Our last night at Paradise Point ended with an evening at Baleen, the resort’s restaurant for fine dining. In keeping with the resort’s paradise theme, fanciful monkeys are hidden in the restaurant’s wall murals and perch playfully around the chandeliers. An open kitchen sits on one side of the dining room, with a fireplace adding warmth to the other.

The service is here impeccable, and by the welcome smell of the house Monkey Bread — a Foccacia with rosemary, thyme, butter and parmesan cheese — you know it’s going to be a memorable meal.

Appetizers range from an Artisan Cheese Plate ($15) to Seared Diver Scallops ($19), but since both Linda and I didn’t want to stretch our tummies too much, we decided to just split the Poached Pear and Arugula Salad ($11), which came with Bosc Pear, Candied Walnuts and Roquefort Cheese.

For an entree, Linda chose the Apple Brined and Glazed Pork Chop, accompanied by a Chipolte Sweet Potato Gratin, Smoked Apple Slab Bacon, Apple and Pecan Relish and Long Beans ($28).

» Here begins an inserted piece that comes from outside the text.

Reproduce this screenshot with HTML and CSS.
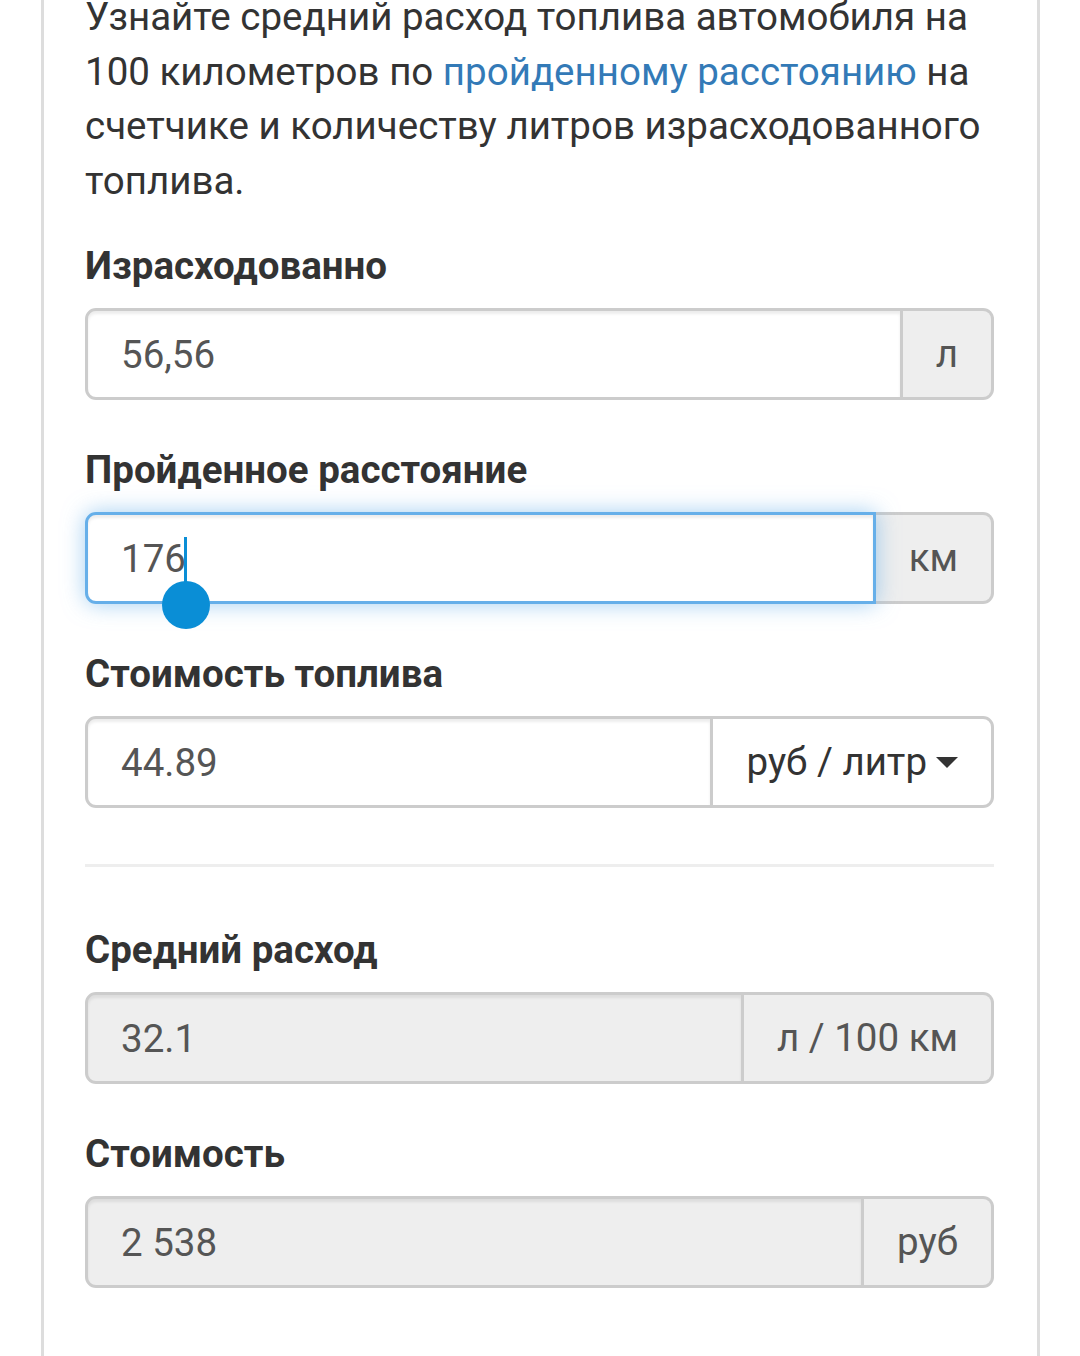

I selected the Wood Roasted Half Chicken with Seasonal Baby Vegetables, Goat Cheese Arugula Potato Puree, and Wild Mushrooms in Herb Citrus Butter ($26).

If you think those descriptions are a mouthful, they were, but oh, what a mouthful they made. The nicely seasoned, pork chop was thick and tender. The chicken was juicy and nearly melted in my mouth. We both cleaned the vegetables off our plates.

When it came to dessert, we almost declined, but when the house specialty was described, we couldn’t resist. The Black Bottom Creme Brulee with Fresh Berries and a Cookie ($8) came with a chocolate surprise underneath the traditional French custard. Needless to say, we left Baleen that night wishing we had room for more.

Our weekend in San Diego was jam-packed with sightseeing, and staying at Paradise Point turned out to be a luxurious treat. Not only was it within a 15 minute drive of everything we wanted to see, it was a comfortable retreat to return to each night.

It’s nice to know that even if you’ve only got three nights to get away, paradise can still be found.